A block of data:

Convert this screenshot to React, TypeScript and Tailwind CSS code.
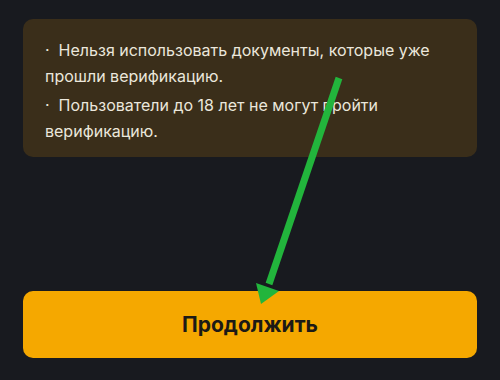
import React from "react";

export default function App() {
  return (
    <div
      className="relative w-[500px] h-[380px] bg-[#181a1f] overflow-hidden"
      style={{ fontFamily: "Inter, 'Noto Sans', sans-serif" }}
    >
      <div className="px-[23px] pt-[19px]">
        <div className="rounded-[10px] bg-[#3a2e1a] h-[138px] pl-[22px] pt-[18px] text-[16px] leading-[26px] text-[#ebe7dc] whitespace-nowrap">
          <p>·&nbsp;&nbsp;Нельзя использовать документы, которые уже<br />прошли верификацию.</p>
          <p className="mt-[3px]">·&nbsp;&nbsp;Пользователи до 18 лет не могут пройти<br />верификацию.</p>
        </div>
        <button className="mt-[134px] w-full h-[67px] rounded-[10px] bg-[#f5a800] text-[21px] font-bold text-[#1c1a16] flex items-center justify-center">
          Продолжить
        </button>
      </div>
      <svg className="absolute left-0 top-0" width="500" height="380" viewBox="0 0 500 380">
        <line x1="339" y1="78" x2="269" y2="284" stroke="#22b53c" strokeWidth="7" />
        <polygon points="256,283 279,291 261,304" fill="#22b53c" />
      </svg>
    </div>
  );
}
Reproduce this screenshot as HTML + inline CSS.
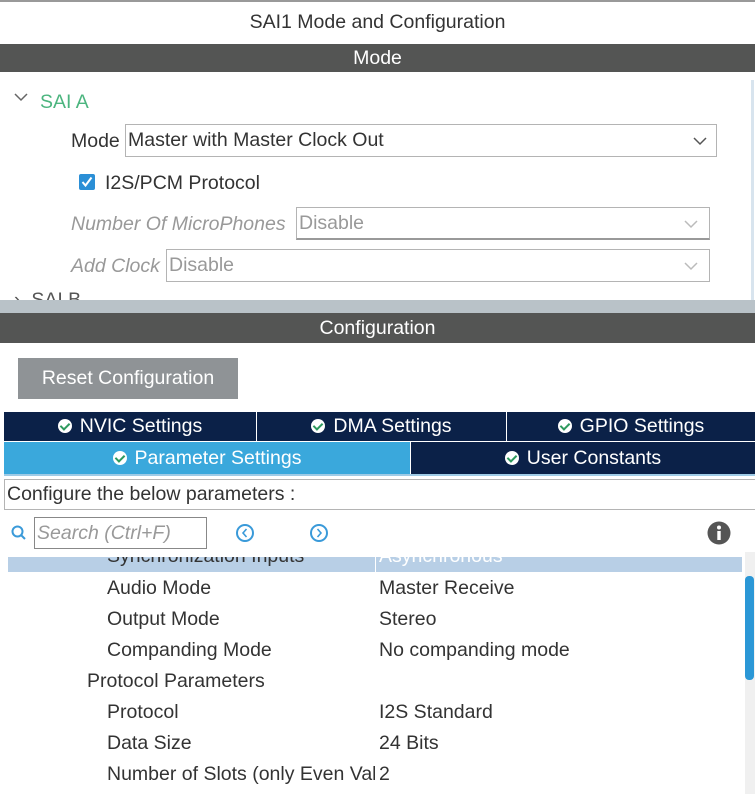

TASK INSTRUCTIONS: Reproduce each line of the records exactly, and omit every picture.

SOLUTION:
Convert this screenshot to React, TypeScript and Tailwind CSS code.
import React from "react";

export default function App() {
  return (
    <div
      className="relative w-[500px] h-[380px] bg-[#181a1f] overflow-hidden"
      style={{ fontFamily: "Inter, 'Noto Sans', sans-serif" }}
    >
      <div className="px-[23px] pt-[19px]">
        <div className="rounded-[10px] bg-[#3a2e1a] h-[138px] pl-[22px] pt-[18px] text-[16px] leading-[26px] text-[#ebe7dc] whitespace-nowrap">
          <p>·&nbsp;&nbsp;Нельзя использовать документы, которые уже<br />прошли верификацию.</p>
          <p className="mt-[3px]">·&nbsp;&nbsp;Пользователи до 18 лет не могут пройти<br />верификацию.</p>
        </div>
        <button className="mt-[134px] w-full h-[67px] rounded-[10px] bg-[#f5a800] text-[21px] font-bold text-[#1c1a16] flex items-center justify-center">
          Продолжить
        </button>
      </div>
      <svg className="absolute left-0 top-0" width="500" height="380" viewBox="0 0 500 380">
        <line x1="339" y1="78" x2="269" y2="284" stroke="#22b53c" strokeWidth="7" />
        <polygon points="256,283 279,291 261,304" fill="#22b53c" />
      </svg>
    </div>
  );
}
Reproduce this screenshot as HTML + inline CSS.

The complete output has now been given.